La poésie de Gérard Plante (né en 1911) est très nerveuse. Les vers sont courts et découpés. On a l’impression que le poète a disposé en vers de courts textes en prose.

6 mars 2020

Coups de dés

Majorie Mac Cubbin, Coups de dés,  Montréal, s.e., 1954, 77 pages. (Mot de Michel de Ladurantaye)

Marjorie MacCubbin est née à Montréal en 1929. Elle a épousé Gérard Gareau en 1956. Elle a été professeure. Deux ans avant  Coups de dés, elle avait publié J’ai à vous parler.

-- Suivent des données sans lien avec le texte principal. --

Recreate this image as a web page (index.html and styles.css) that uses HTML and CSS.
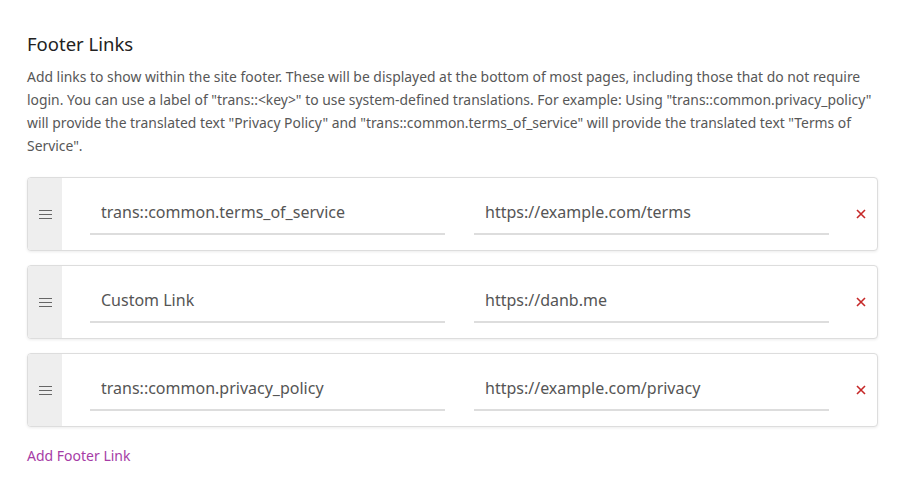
FILE: index.html
```html
<!DOCTYPE html>
<html lang="en">
<head>
    <meta charset="UTF-8">
    <meta name="viewport" content="width=device-width, initial-scale=1.0">
    <title>Footer Links</title>
    <link rel="stylesheet" href="styles.css">
</head>
<body>
    <section class="setting">
        <h2>Footer Links</h2>
        <p class="desc">Add links to show within the site footer. These will be displayed at the bottom of most pages, including those that do not require login. You can use a label of "trans::&lt;key&gt;" to use system-defined translations. For example: Using "trans::common.privacy_policy" will provide the translated text "Privacy Policy" and "trans::common.terms_of_service" will provide the translated text "Terms of Service".</p>

        <div class="link-list">
            <div class="link-row">
                <div class="handle"><span class="bars"></span></div>
                <div class="fields">
                    <input type="text" value="trans::common.terms_of_service">
                    <input type="text" value="https://example.com/terms">
                </div>
                <button class="remove" type="button" title="Remove">
                    <svg width="10" height="10" viewBox="0 0 10 10"><path d="M1 1L9 9M9 1L1 9" /></svg>
                </button>
            </div>
            <div class="link-row">
                <div class="handle"><span class="bars"></span></div>
                <div class="fields">
                    <input type="text" value="Custom Link">
                    <input type="text" value="https://danb.me">
                </div>
                <button class="remove" type="button" title="Remove">
                    <svg width="10" height="10" viewBox="0 0 10 10"><path d="M1 1L9 9M9 1L1 9" /></svg>
                </button>
            </div>
            <div class="link-row">
                <div class="handle"><span class="bars"></span></div>
                <div class="fields">
                    <input type="text" value="trans::common.privacy_policy">
                    <input type="text" value="https://example.com/privacy">
                </div>
                <button class="remove" type="button" title="Remove">
                    <svg width="10" height="10" viewBox="0 0 10 10"><path d="M1 1L9 9M9 1L1 9" /></svg>
                </button>
            </div>
        </div>

        <a class="add-link" href="#">Add Footer Link</a>
    </section>
</body>
</html>
```

FILE: styles.css
```css
body {
    margin: 0;
    background-color: #fff;
    font-family: 'Noto Sans', sans-serif;
    color: #222;
}
.setting {
    padding: 29px 30px 0 27px;
}
h2 {
    font-size: 18.5px;
    font-weight: 400;
    margin: 0 0 6px 0;
    line-height: 30px;
    color: #222;
}
.desc {
    font-size: 13.9px;
    line-height: 23px;
    color: #575757;
    margin: 0 0 20px 0;
}
.link-list {
    display: flex;
    flex-direction: column;
    gap: 14px;
}
.link-row {
    display: flex;
    align-items: stretch;
    border: 1px solid #ddd;
    border-radius: 4px;
    box-shadow: 0 1px 3px rgba(0,0,0,0.08);
    background-color: #fff;
    overflow: hidden;
}
.handle {
    width: 34px;
    background-color: #eee;
    display: flex;
    align-items: center;
    justify-content: center;
}
.bars {
    display: block;
    width: 13px;
    height: 9px;
    border-top: 1px solid #666;
    border-bottom: 1px solid #666;
    box-sizing: border-box;
    position: relative;
}
.bars::after {
    content: "";
    position: absolute;
    left: 0;
    right: 0;
    top: 3px;
    border-top: 1px solid #666;
}
.fields {
    flex: 1;
    display: flex;
    gap: 29px;
    padding: 15px 0 15px 28px;
}
.fields input {
    flex: 1;
    min-width: 0;
    height: 42px;
    box-sizing: border-box;
    border: none;
    border-bottom: 2px solid #ddd;
    padding: 0 11px 2px 11px;
    font-family: 'Noto Sans', sans-serif;
    font-size: 16px;
    color: #555;
    background: transparent;
    outline: none;
}
.remove {
    width: 48px;
    border: none;
    background: none;
    padding: 0 0 0 15px;
    display: flex;
    align-items: center;
    justify-content: center;
    cursor: pointer;
}
.remove svg {
    stroke: #c62828;
    stroke-width: 1.6;
    fill: none;
}
.add-link {
    display: inline-block;
    margin-top: 19px;
    font-size: 14px;
    color: #a63ca6;
    text-decoration: none;
}
```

On se serait attendu à un recueil en six parties, mais il n’y en a que quatre, et elles n’ont pas de titre. Les deux premières sont consacrées à l’amour. L’autrice le chante en toute candeur en s’adressant le plus souvent à son amoureux. « Tu sais m’aimer / À la folie / Je t’aimerai / Toute ma vie ». Le ton ne change guère quand les complications surviennent : « Crois-tu donc qu’il suffit pour me reconquérir / De reparaître ainsi tout à coup sur ma route ». Dans les deux dernières parties, le thème amoureux est moins présent. La nature et le sentiment religieux lui contestent la place. « Une école près d’une église… / C’est bien plus gai pour le Bon Dieu! » Ou encore : «  Sous le soleil qui luit / Les flocons blancs / Scintillent, / On dirait une pluie / De diamants / qui brillent… »


Beaucoup de poèmes sont construits en utilisant l’anaphore. Presque tous sont composés de vers rimés.  Tout ceci est bien léger, plein de bons sentiments, idéaliste et facile à lire, si on apprécie le genre.